EXERCISE PROMPT: Please set down all the lines beneath this one exactly, without the pictures.
* * *
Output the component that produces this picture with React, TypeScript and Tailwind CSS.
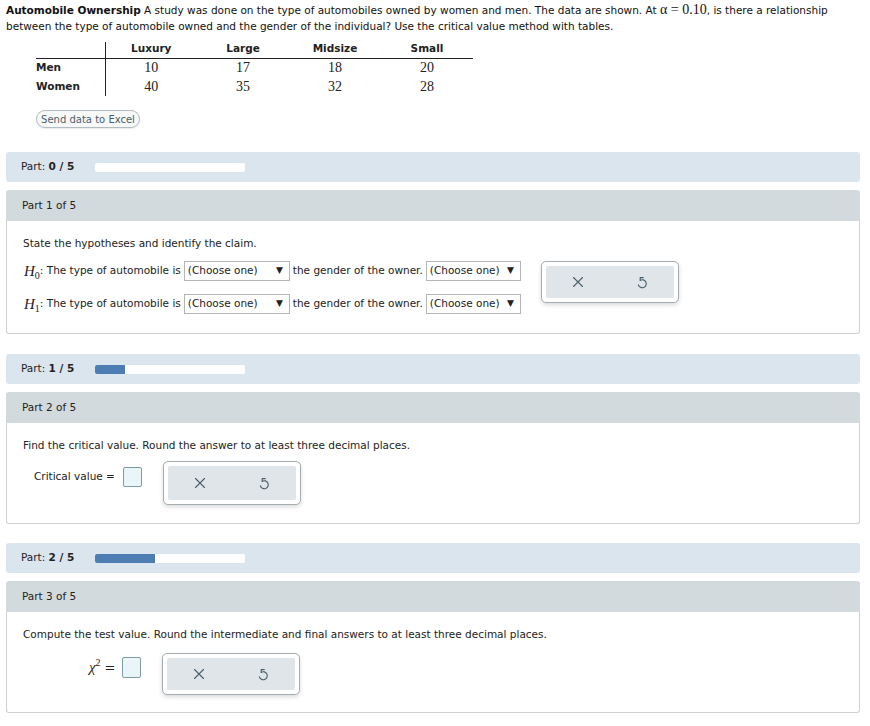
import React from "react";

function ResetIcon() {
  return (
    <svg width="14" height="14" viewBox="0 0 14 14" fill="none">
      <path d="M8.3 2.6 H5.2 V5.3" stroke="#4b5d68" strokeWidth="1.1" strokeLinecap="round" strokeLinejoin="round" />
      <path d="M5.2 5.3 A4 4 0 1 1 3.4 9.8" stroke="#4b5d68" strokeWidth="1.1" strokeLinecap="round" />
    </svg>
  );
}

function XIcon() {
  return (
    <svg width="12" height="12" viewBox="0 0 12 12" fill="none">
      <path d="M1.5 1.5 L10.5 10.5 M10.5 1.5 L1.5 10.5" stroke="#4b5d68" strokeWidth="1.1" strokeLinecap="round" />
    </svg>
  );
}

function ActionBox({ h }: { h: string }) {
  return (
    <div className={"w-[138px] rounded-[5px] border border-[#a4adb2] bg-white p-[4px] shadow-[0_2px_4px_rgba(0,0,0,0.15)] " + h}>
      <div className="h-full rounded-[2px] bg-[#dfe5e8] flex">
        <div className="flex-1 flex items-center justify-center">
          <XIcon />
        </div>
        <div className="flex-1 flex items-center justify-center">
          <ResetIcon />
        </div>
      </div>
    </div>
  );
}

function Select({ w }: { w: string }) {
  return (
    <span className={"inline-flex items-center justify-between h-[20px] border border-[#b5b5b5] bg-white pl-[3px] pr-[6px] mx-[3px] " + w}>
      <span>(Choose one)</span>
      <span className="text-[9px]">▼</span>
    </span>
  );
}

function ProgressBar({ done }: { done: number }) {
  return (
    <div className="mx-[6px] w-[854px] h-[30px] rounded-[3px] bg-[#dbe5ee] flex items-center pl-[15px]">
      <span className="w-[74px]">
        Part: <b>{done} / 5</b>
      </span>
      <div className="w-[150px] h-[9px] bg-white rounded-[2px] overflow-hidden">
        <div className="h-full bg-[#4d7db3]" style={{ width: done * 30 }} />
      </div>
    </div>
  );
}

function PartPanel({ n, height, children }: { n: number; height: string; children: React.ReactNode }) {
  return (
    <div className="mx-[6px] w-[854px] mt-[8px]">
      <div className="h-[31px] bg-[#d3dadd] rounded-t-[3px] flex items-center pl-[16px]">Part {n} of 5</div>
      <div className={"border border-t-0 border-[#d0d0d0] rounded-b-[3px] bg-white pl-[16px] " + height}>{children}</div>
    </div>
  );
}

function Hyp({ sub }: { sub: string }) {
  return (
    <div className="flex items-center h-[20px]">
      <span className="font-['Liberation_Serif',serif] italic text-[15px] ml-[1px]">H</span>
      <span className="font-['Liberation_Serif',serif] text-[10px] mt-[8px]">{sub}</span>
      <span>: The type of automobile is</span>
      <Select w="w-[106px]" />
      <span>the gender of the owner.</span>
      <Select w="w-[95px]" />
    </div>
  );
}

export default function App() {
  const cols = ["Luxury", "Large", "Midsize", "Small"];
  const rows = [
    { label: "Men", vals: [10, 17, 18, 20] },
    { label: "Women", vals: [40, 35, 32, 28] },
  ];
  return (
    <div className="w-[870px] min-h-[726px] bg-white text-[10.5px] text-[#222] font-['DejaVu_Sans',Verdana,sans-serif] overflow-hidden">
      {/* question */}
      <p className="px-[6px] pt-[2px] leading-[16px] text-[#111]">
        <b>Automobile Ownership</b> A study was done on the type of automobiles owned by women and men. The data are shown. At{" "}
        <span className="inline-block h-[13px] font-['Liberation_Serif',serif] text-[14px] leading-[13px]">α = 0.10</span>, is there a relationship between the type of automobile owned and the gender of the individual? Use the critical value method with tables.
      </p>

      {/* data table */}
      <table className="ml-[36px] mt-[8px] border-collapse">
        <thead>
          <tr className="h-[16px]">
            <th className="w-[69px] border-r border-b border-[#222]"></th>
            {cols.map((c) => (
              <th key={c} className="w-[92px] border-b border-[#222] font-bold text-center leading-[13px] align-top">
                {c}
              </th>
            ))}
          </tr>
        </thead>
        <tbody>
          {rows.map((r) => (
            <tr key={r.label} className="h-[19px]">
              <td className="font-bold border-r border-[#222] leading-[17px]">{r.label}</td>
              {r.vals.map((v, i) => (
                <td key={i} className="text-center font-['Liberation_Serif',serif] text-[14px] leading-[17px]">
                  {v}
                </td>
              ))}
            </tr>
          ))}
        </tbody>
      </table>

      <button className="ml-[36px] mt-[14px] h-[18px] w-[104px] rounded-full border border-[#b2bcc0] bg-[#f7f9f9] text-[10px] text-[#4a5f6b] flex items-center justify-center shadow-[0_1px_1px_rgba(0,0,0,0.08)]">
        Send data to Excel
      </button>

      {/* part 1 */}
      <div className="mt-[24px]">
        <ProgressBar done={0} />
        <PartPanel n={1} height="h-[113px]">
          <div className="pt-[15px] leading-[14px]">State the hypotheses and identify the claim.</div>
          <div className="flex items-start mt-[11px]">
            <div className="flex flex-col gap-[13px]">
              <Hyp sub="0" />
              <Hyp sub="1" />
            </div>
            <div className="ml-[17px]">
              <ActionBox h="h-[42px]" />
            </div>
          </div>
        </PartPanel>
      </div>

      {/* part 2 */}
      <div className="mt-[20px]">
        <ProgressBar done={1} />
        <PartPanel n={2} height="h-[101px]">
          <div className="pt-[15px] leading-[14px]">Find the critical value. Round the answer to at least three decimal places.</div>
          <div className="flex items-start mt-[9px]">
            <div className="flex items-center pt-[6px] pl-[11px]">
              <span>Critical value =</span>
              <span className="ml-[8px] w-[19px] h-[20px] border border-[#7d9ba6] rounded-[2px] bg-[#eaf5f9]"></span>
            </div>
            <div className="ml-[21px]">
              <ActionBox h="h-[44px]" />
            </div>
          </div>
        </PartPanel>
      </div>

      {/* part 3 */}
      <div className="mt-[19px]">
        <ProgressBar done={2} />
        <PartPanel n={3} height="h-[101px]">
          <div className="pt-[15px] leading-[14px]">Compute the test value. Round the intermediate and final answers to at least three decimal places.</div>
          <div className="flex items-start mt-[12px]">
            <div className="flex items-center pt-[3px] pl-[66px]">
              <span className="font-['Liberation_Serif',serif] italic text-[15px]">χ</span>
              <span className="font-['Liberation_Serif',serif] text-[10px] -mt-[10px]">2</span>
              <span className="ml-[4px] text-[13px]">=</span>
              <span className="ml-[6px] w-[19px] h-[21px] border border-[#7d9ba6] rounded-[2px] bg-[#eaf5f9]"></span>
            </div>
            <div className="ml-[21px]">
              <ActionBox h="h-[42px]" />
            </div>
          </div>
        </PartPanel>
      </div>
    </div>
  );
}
* * *
SOLUTION FOR THIS PROBLEM:
Output the component that produces this picture with React, TypeScript and Tailwind CSS.
import React from "react";

function ResetIcon() {
  return (
    <svg width="14" height="14" viewBox="0 0 14 14" fill="none">
      <path d="M8.3 2.6 H5.2 V5.3" stroke="#4b5d68" strokeWidth="1.1" strokeLinecap="round" strokeLinejoin="round" />
      <path d="M5.2 5.3 A4 4 0 1 1 3.4 9.8" stroke="#4b5d68" strokeWidth="1.1" strokeLinecap="round" />
    </svg>
  );
}

function XIcon() {
  return (
    <svg width="12" height="12" viewBox="0 0 12 12" fill="none">
      <path d="M1.5 1.5 L10.5 10.5 M10.5 1.5 L1.5 10.5" stroke="#4b5d68" strokeWidth="1.1" strokeLinecap="round" />
    </svg>
  );
}

function ActionBox({ h }: { h: string }) {
  return (
    <div className={"w-[138px] rounded-[5px] border border-[#a4adb2] bg-white p-[4px] shadow-[0_2px_4px_rgba(0,0,0,0.15)] " + h}>
      <div className="h-full rounded-[2px] bg-[#dfe5e8] flex">
        <div className="flex-1 flex items-center justify-center">
          <XIcon />
        </div>
        <div className="flex-1 flex items-center justify-center">
          <ResetIcon />
        </div>
      </div>
    </div>
  );
}

function Select({ w }: { w: string }) {
  return (
    <span className={"inline-flex items-center justify-between h-[20px] border border-[#b5b5b5] bg-white pl-[3px] pr-[6px] mx-[3px] " + w}>
      <span>(Choose one)</span>
      <span className="text-[9px]">▼</span>
    </span>
  );
}

function ProgressBar({ done }: { done: number }) {
  return (
    <div className="mx-[6px] w-[854px] h-[30px] rounded-[3px] bg-[#dbe5ee] flex items-center pl-[15px]">
      <span className="w-[74px]">
        Part: <b>{done} / 5</b>
      </span>
      <div className="w-[150px] h-[9px] bg-white rounded-[2px] overflow-hidden">
        <div className="h-full bg-[#4d7db3]" style={{ width: done * 30 }} />
      </div>
    </div>
  );
}

function PartPanel({ n, height, children }: { n: number; height: string; children: React.ReactNode }) {
  return (
    <div className="mx-[6px] w-[854px] mt-[8px]">
      <div className="h-[31px] bg-[#d3dadd] rounded-t-[3px] flex items-center pl-[16px]">Part {n} of 5</div>
      <div className={"border border-t-0 border-[#d0d0d0] rounded-b-[3px] bg-white pl-[16px] " + height}>{children}</div>
    </div>
  );
}

function Hyp({ sub }: { sub: string }) {
  return (
    <div className="flex items-center h-[20px]">
      <span className="font-['Liberation_Serif',serif] italic text-[15px] ml-[1px]">H</span>
      <span className="font-['Liberation_Serif',serif] text-[10px] mt-[8px]">{sub}</span>
      <span>: The type of automobile is</span>
      <Select w="w-[106px]" />
      <span>the gender of the owner.</span>
      <Select w="w-[95px]" />
    </div>
  );
}

export default function App() {
  const cols = ["Luxury", "Large", "Midsize", "Small"];
  const rows = [
    { label: "Men", vals: [10, 17, 18, 20] },
    { label: "Women", vals: [40, 35, 32, 28] },
  ];
  return (
    <div className="w-[870px] min-h-[726px] bg-white text-[10.5px] text-[#222] font-['DejaVu_Sans',Verdana,sans-serif] overflow-hidden">
      {/* question */}
      <p className="px-[6px] pt-[2px] leading-[16px] text-[#111]">
        <b>Automobile Ownership</b> A study was done on the type of automobiles owned by women and men. The data are shown. At{" "}
        <span className="inline-block h-[13px] font-['Liberation_Serif',serif] text-[14px] leading-[13px]">α = 0.10</span>, is there a relationship between the type of automobile owned and the gender of the individual? Use the critical value method with tables.
      </p>

      {/* data table */}
      <table className="ml-[36px] mt-[8px] border-collapse">
        <thead>
          <tr className="h-[16px]">
            <th className="w-[69px] border-r border-b border-[#222]"></th>
            {cols.map((c) => (
              <th key={c} className="w-[92px] border-b border-[#222] font-bold text-center leading-[13px] align-top">
                {c}
              </th>
            ))}
          </tr>
        </thead>
        <tbody>
          {rows.map((r) => (
            <tr key={r.label} className="h-[19px]">
              <td className="font-bold border-r border-[#222] leading-[17px]">{r.label}</td>
              {r.vals.map((v, i) => (
                <td key={i} className="text-center font-['Liberation_Serif',serif] text-[14px] leading-[17px]">
                  {v}
                </td>
              ))}
            </tr>
          ))}
        </tbody>
      </table>

      <button className="ml-[36px] mt-[14px] h-[18px] w-[104px] rounded-full border border-[#b2bcc0] bg-[#f7f9f9] text-[10px] text-[#4a5f6b] flex items-center justify-center shadow-[0_1px_1px_rgba(0,0,0,0.08)]">
        Send data to Excel
      </button>

      {/* part 1 */}
      <div className="mt-[24px]">
        <ProgressBar done={0} />
        <PartPanel n={1} height="h-[113px]">
          <div className="pt-[15px] leading-[14px]">State the hypotheses and identify the claim.</div>
          <div className="flex items-start mt-[11px]">
            <div className="flex flex-col gap-[13px]">
              <Hyp sub="0" />
              <Hyp sub="1" />
            </div>
            <div className="ml-[17px]">
              <ActionBox h="h-[42px]" />
            </div>
          </div>
        </PartPanel>
      </div>

      {/* part 2 */}
      <div className="mt-[20px]">
        <ProgressBar done={1} />
        <PartPanel n={2} height="h-[101px]">
          <div className="pt-[15px] leading-[14px]">Find the critical value. Round the answer to at least three decimal places.</div>
          <div className="flex items-start mt-[9px]">
            <div className="flex items-center pt-[6px] pl-[11px]">
              <span>Critical value =</span>
              <span className="ml-[8px] w-[19px] h-[20px] border border-[#7d9ba6] rounded-[2px] bg-[#eaf5f9]"></span>
            </div>
            <div className="ml-[21px]">
              <ActionBox h="h-[44px]" />
            </div>
          </div>
        </PartPanel>
      </div>

      {/* part 3 */}
      <div className="mt-[19px]">
        <ProgressBar done={2} />
        <PartPanel n={3} height="h-[101px]">
          <div className="pt-[15px] leading-[14px]">Compute the test value. Round the intermediate and final answers to at least three decimal places.</div>
          <div className="flex items-start mt-[12px]">
            <div className="flex items-center pt-[3px] pl-[66px]">
              <span className="font-['Liberation_Serif',serif] italic text-[15px]">χ</span>
              <span className="font-['Liberation_Serif',serif] text-[10px] -mt-[10px]">2</span>
              <span className="ml-[4px] text-[13px]">=</span>
              <span className="ml-[6px] w-[19px] h-[21px] border border-[#7d9ba6] rounded-[2px] bg-[#eaf5f9]"></span>
            </div>
            <div className="ml-[21px]">
              <ActionBox h="h-[42px]" />
            </div>
          </div>
        </PartPanel>
      </div>
    </div>
  );
}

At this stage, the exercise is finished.